• [Problem to solve]:
Each of the entries should be retyped precisely as it appears.

• [Given information]:
.....

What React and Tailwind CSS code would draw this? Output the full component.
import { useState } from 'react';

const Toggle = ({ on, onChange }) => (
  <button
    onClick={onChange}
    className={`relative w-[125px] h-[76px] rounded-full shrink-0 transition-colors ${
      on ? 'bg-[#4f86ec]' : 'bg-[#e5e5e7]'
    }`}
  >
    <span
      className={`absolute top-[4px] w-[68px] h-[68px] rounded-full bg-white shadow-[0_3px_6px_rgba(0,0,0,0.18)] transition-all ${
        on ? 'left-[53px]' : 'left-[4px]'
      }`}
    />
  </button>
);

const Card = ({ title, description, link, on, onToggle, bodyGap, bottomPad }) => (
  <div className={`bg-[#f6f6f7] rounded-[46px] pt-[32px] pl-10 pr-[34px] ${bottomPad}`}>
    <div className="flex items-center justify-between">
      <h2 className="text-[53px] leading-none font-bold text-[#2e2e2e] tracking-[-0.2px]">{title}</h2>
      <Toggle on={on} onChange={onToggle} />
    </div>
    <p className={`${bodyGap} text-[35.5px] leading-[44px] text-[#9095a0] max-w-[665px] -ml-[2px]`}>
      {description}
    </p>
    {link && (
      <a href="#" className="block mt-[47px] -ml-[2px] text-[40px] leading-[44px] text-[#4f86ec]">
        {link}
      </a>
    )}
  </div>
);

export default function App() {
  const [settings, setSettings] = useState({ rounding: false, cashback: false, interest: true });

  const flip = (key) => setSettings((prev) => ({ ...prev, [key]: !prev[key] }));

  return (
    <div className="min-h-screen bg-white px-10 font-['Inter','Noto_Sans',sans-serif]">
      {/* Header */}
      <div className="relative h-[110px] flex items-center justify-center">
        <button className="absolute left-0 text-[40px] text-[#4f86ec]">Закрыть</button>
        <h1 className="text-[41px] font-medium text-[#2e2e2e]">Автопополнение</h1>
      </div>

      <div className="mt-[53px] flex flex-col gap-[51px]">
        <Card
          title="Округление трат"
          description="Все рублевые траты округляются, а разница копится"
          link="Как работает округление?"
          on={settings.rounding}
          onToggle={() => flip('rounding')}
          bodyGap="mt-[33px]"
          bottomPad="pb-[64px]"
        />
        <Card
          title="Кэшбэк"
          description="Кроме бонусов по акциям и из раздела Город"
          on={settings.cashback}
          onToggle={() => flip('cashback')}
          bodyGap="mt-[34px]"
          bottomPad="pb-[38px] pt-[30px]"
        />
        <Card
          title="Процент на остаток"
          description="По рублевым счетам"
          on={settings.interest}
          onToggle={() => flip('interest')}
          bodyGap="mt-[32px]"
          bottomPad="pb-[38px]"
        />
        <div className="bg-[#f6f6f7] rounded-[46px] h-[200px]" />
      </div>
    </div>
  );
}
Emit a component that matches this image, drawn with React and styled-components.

.....

• [Exercise solution]:
What React and Tailwind CSS code would draw this? Output the full component.
import { useState } from 'react';

const Toggle = ({ on, onChange }) => (
  <button
    onClick={onChange}
    className={`relative w-[125px] h-[76px] rounded-full shrink-0 transition-colors ${
      on ? 'bg-[#4f86ec]' : 'bg-[#e5e5e7]'
    }`}
  >
    <span
      className={`absolute top-[4px] w-[68px] h-[68px] rounded-full bg-white shadow-[0_3px_6px_rgba(0,0,0,0.18)] transition-all ${
        on ? 'left-[53px]' : 'left-[4px]'
      }`}
    />
  </button>
);

const Card = ({ title, description, link, on, onToggle, bodyGap, bottomPad }) => (
  <div className={`bg-[#f6f6f7] rounded-[46px] pt-[32px] pl-10 pr-[34px] ${bottomPad}`}>
    <div className="flex items-center justify-between">
      <h2 className="text-[53px] leading-none font-bold text-[#2e2e2e] tracking-[-0.2px]">{title}</h2>
      <Toggle on={on} onChange={onToggle} />
    </div>
    <p className={`${bodyGap} text-[35.5px] leading-[44px] text-[#9095a0] max-w-[665px] -ml-[2px]`}>
      {description}
    </p>
    {link && (
      <a href="#" className="block mt-[47px] -ml-[2px] text-[40px] leading-[44px] text-[#4f86ec]">
        {link}
      </a>
    )}
  </div>
);

export default function App() {
  const [settings, setSettings] = useState({ rounding: false, cashback: false, interest: true });

  const flip = (key) => setSettings((prev) => ({ ...prev, [key]: !prev[key] }));

  return (
    <div className="min-h-screen bg-white px-10 font-['Inter','Noto_Sans',sans-serif]">
      {/* Header */}
      <div className="relative h-[110px] flex items-center justify-center">
        <button className="absolute left-0 text-[40px] text-[#4f86ec]">Закрыть</button>
        <h1 className="text-[41px] font-medium text-[#2e2e2e]">Автопополнение</h1>
      </div>

      <div className="mt-[53px] flex flex-col gap-[51px]">
        <Card
          title="Округление трат"
          description="Все рублевые траты округляются, а разница копится"
          link="Как работает округление?"
          on={settings.rounding}
          onToggle={() => flip('rounding')}
          bodyGap="mt-[33px]"
          bottomPad="pb-[64px]"
        />
        <Card
          title="Кэшбэк"
          description="Кроме бонусов по акциям и из раздела Город"
          on={settings.cashback}
          onToggle={() => flip('cashback')}
          bodyGap="mt-[34px]"
          bottomPad="pb-[38px] pt-[30px]"
        />
        <Card
          title="Процент на остаток"
          description="По рублевым счетам"
          on={settings.interest}
          onToggle={() => flip('interest')}
          bodyGap="mt-[32px]"
          bottomPad="pb-[38px]"
        />
        <div className="bg-[#f6f6f7] rounded-[46px] h-[200px]" />
      </div>
    </div>
  );
}
Emit a component that matches this image, drawn with React and styled-components.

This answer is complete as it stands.